A View from the Bridge

Theodore Shapiro, M.D.

TEN YEARS HAVE PASSED SINCE I assumed the editorship of the Journal of the American Psychoanalytic Association. This is a short span of time compared to the "century of psychoanalysis," and yet provides me with a metaphoric "view from the bridge" from which I would like to survey what has come across my horizon and how the intellectual shape of psychoanalysis appears in this ultimate decade of the century.

There are many familiar themes that persist which are receiving renewed emphasis and closer examination in the recent literature. There are also new themes, which are relatively unfamiliar, awaiting our scrutiny. I have been in an excellent position to watch the passing vessels. The "viewpoint" is broad because the Journal of the American Psychoanalytic Association and the American Psychoanalytic Association, represent a large intellectual and scholarly sea on which new ideas and old ideas meet, collide, and pass each other.

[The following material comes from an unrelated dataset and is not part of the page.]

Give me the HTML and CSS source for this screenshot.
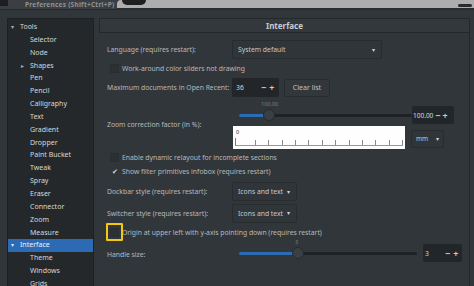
FILE: index.html
```html
<!DOCTYPE html>
<html>
<head>
<meta charset="utf-8">
<link rel="stylesheet" href="styles.css">
</head>
<body>
<div class="titlebar">
  <div class="tb-left"><span class="tb-icon"></span><span class="tb-title">Preferences (Shift+Ctrl+P)</span></div>
  <div class="tb-right"><span class="tb-blob"></span><span class="tb-dots"></span></div>
</div>
<div class="window">
  <div class="sidebar">
    <div class="item top"><span class="arrow">▾</span>Tools</div>
    <div class="item child">Selector</div>
    <div class="item child">Node</div>
    <div class="item child"><span class="arrow sub">▸</span>Shapes</div>
    <div class="item child">Pen</div>
    <div class="item child">Pencil</div>
    <div class="item child">Calligraphy</div>
    <div class="item child">Text</div>
    <div class="item child">Gradient</div>
    <div class="item child">Dropper</div>
    <div class="item child">Paint Bucket</div>
    <div class="item child">Tweak</div>
    <div class="item child">Spray</div>
    <div class="item child">Eraser</div>
    <div class="item child">Connector</div>
    <div class="item child">Zoom</div>
    <div class="item child">Measure</div>
    <div class="item top selected"><span class="arrow">▾</span>Interface</div>
    <div class="item child">Theme</div>
    <div class="item child">Windows</div>
    <div class="item child">Grids</div>
  </div>
  <div class="content">
    <div class="header">Interface</div>
    <div class="form">
      <div class="row r-lang">
        <div class="label">Language (requires restart):</div>
        <div class="combo wide"><span>System default</span><span class="caret">▾</span></div>
      </div>
      <div class="row r-check">
        <span class="check"></span><span class="clabel">Work-around color sliders not drawing</span>
      </div>
      <div class="row r-max">
        <div class="label">Maximum documents in Open Recent:</div>
        <div class="spin s36"><span class="val">36</span><span class="pm">−</span><span class="pm">+</span></div>
        <button class="btn">Clear list</button>
      </div>
      <div class="row r-zoom">
        <div class="label">Zoom correction factor (in %):</div>
        <div class="zoomctl">
          <div class="sliderrow">
            <div class="slider s1">
              <span class="sval">100.00</span>
              <div class="track"><div class="fill" style="width:30px"></div><div class="knob"></div></div>
            </div>
            <div class="spin s100"><span class="val">100.00</span><span class="pm">−</span><span class="pm">+</span></div>
          </div>
          <div class="rulerrow">
            <div class="ruler"><span class="zero">0</span>
              <div class="ticks"><i></i><i></i><i></i><i></i><i></i><i></i><i></i><i></i><i></i><i></i><i></i><i></i></div>
            </div>
            <div class="combo mm"><span>mm</span><span class="caret">▾</span></div>
          </div>
        </div>
      </div>
      <div class="row r-c2">
        <span class="check"></span><span class="clabel">Enable dynamic relayout for incomplete sections</span>
      </div>
      <div class="row r-c3">
        <span class="check checked">✔</span><span class="clabel">Show filter primitives infobox (requires restart)</span>
      </div>
      <div class="row r-dock">
        <div class="label">Dockbar style (requires restart):</div>
        <div class="combo icons"><span>Icons and text</span><span class="caret">▾</span></div>
      </div>
      <div class="row r-switch">
        <div class="label">Switcher style (requires restart):</div>
        <div class="combo icons"><span>Icons and text</span><span class="caret">▾</span></div>
      </div>
      <div class="row r-origin">
        <span class="check"></span><span class="clabel">Origin at upper left with y-axis pointing down (requires restart)</span>
        <span class="highlight"></span>
      </div>
      <div class="row r-handle">
        <div class="label">Handle size:</div>
        <div class="slider s2">
          <span class="sval v3">3</span>
          <div class="track"><div class="fill" style="width:59px"></div><div class="knob"></div></div>
        </div>
        <div class="spin s3"><span class="val">3</span><span class="pm">−</span><span class="pm">+</span></div>
      </div>
    </div>
  </div>
</div>
</body>
</html>
```
FILE: styles.css
```css
* { box-sizing: border-box; }
html, body { margin: 0; padding: 0; }
body {
  width: 474px; height: 286px; overflow: hidden;
  background: #31363b;
  font-family: "Noto Sans", "Open Sans", sans-serif;
  font-size: 6.8px;
  color: #c4c7ca;
}
.titlebar { height: 10px; display: flex; }
.tb-left {
  flex: none; width: 117px; background: #3b3f43; display: flex; align-items: flex-end;
  border-bottom: 1px solid #26292c; overflow: hidden;
}
.tb-icon { width: 8px; height: 6px; background: #1c1e20; align-self: flex-start; flex: none; }
.tb-title { margin-left: 17px; font-size: 6.5px; font-weight: bold; color: #8e9296; line-height: 9px; letter-spacing: 0.25px; white-space: nowrap; }
.tb-right { flex: 1; background: #adadad; position: relative; border-bottom: 2px solid #2a2d30; border-top-left-radius: 4px; }
.tb-blob { position: absolute; left: 5px; top: 0; width: 24px; height: 5px; background: #1e1f21; border-radius: 0 0 6px 6px; }
.tb-dots { position: absolute; right: 2px; top: 4px; width: 14px; height: 3px; background: #2a2b2d; border-radius: 2px; }

.window { display: flex; padding: 8px 4px 0 7px; height: 276px; }
.sidebar {
  width: 87px; background: #24282b; border: 1px solid #1e2124; border-bottom: none;
  padding-top: 2px; flex: none;
}
.item { height: 12.85px; line-height: 12.85px; color: #d6d8da; white-space: nowrap; position: relative; font-size: 7px; }
.item.top { padding-left: 12px; }
.item.child { padding-left: 22px; }
.arrow { position: absolute; left: 3px; font-size: 6px; color: #a9adb1; }
.arrow.sub { left: 13px; }
.item.selected { background: #2c6bb3; color: #eef3f8; }
.item.selected .arrow { color: #dfe9f5; }

.content { flex: 1; margin-left: 5px; border-right: 1px solid #24272a; }
.header {
  height: 15px; border: 1px solid #25282b; border-right: none;
  text-align: center; font-weight: bold; line-height: 13px; font-size: 8px; color: #c9ccce;
  background: #33383d;
}
.form { padding-left: 8px; padding-top: 7px; }
.row { display: flex; align-items: center; position: relative; }
.label { width: 125px; flex: none; white-space: nowrap; color: #b7babd; }
.combo {
  height: 19px; border: 1px solid #282c2f; background: #30353a; border-radius: 2px;
  display: flex; align-items: center; justify-content: space-between; padding: 0 6px 0 5px;
  color: #c6c9cc;
}
.caret { font-size: 6px; color: #cfd2d4; }
.combo.wide { width: 150px; }
.r-lang { height: 19px; }
.r-check { height: 12px; margin-top: 3px; }
.check { width: 9px; height: 9px; border: 1px solid #2a2d30; background: #2b3034; margin-left: 3px; flex: none; font-size: 7px; line-height: 7px; text-align: center; color: #d8dadc; }
.check.checked { border-color: transparent; background: transparent; }
.clabel { margin-left: 3px; white-space: nowrap; color: #b7babd; }
.r-max { height: 19px; margin-top: 4px; }
.spin { background: #232629; border-radius: 2px; display: flex; align-items: center; color: #d6d8da; flex: none; }
.spin .pm { font-size: 9px; font-weight: bold; margin-left: 3px; color: #c8cbcd; }
.spin.s36 { width: 47px; height: 19px; padding-left: 4px; }
.spin.s36 .val { width: 22px; }
.btn {
  margin-left: 5px; height: 18px; width: 46px; padding: 0; border: 1px solid #282c2f; background: #32373c;
  color: #bfc2c5; font-family: inherit; font-size: 7px; border-radius: 2px;
}
.r-zoom { margin-top: 3px; height: 49px; }
.zoomctl { display: flex; flex-direction: column; }
.sliderrow { display: flex; align-items: flex-end; height: 25px; }
.slider { position: relative; flex: none; }
.slider.s1 { width: 173px; height: 25px; margin-left: 7px; }
.sval { position: absolute; top: 0; font-size: 5.5px; color: #7a7f83; }
.s1 .sval { left: 22px; }
.track { position: absolute; left: 0; right: 0; height: 3px; background: #1f2225; border-radius: 2px; }
.s1 .track { top: 14px; }
.fill { height: 3px; background: #2c6bb3; border-radius: 2px; }
.knob { position: absolute; top: -5px; width: 12px; height: 12px; border-radius: 50%; background: #3a3f44; border: 1px solid #262a2d; }
.s1 .knob { left: 24px; }
.spin.s100 { width: 42px; height: 18px; padding-left: 1px; margin-bottom: 1px; }
.spin.s100 .val { font-size: 6.5px; }
.spin.s100 .pm { margin-left: 2px; }
.rulerrow { display: flex; align-items: center; height: 24px; }
.ruler { width: 172px; height: 23px; background: #fefefe; position: relative; margin-left: 1px; }
.zero { position: absolute; left: 3px; top: 2px; font-size: 5.5px; color: #222; }
.ticks { position: absolute; left: 2px; right: 2px; bottom: 3px; height: 8px; border-left: 1px solid #777; border-bottom: 1px solid #999; display: flex; justify-content: space-between; padding-left: 19px; }
.ticks i { width: 1px; height: 5px; background: #8a8a8a; align-self: flex-end; }
.combo.mm { width: 33px; height: 18px; margin-left: 6px; padding: 0 4px; font-size: 6.5px; margin-top: 3px; }
.r-c2 { height: 12px; margin-top: 2px; }
.r-c3 { height: 12px; margin-top: 2px; }
.r-dock { height: 19px; margin-top: 5px; }
.combo.icons { width: 65px; }
.r-switch { height: 18px; margin-top: 3px; }
.r-origin { height: 14px; margin-top: 3px; }
.highlight { position: absolute; left: -1px; top: -2px; width: 17px; height: 18px; border: 2px solid #f2c811; border-radius: 1px; }
.r-handle { height: 20px; margin-top: 3px; align-items: flex-end; }
.r-handle .label { align-self: center; padding-top: 4px; }
.slider.s2 { width: 178px; height: 20px; margin-left: 7px; }
.v3 { left: 56px; top: -4px; }
.s2 .track { top: 10px; }
.s2 .knob { left: 53px; }
.spin.s3 { width: 39px; height: 18px; margin-left: 6px; padding-left: 2px; margin-bottom: 0; }
.spin.s3 .val { width: 17px; }
```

When, initially, I came to my position, we were at the height of a number of controversies in psychoanalysis. Kohut and self psychology had center stage both at our meetings and on our Journal pages. At the same time, those adherents to what is now known as the classical model of psychoanalysis with its specific focus on intrapsychic variables had also begun to modify their ideas and were self-scrutinizing. The separation-individuation movement was at its apogee and one wondered what would happen with the passing of its originator, Margaret S. Mahler, even as one wondered what would happen to self psychology with the passing of its captain, Heinz Kohut.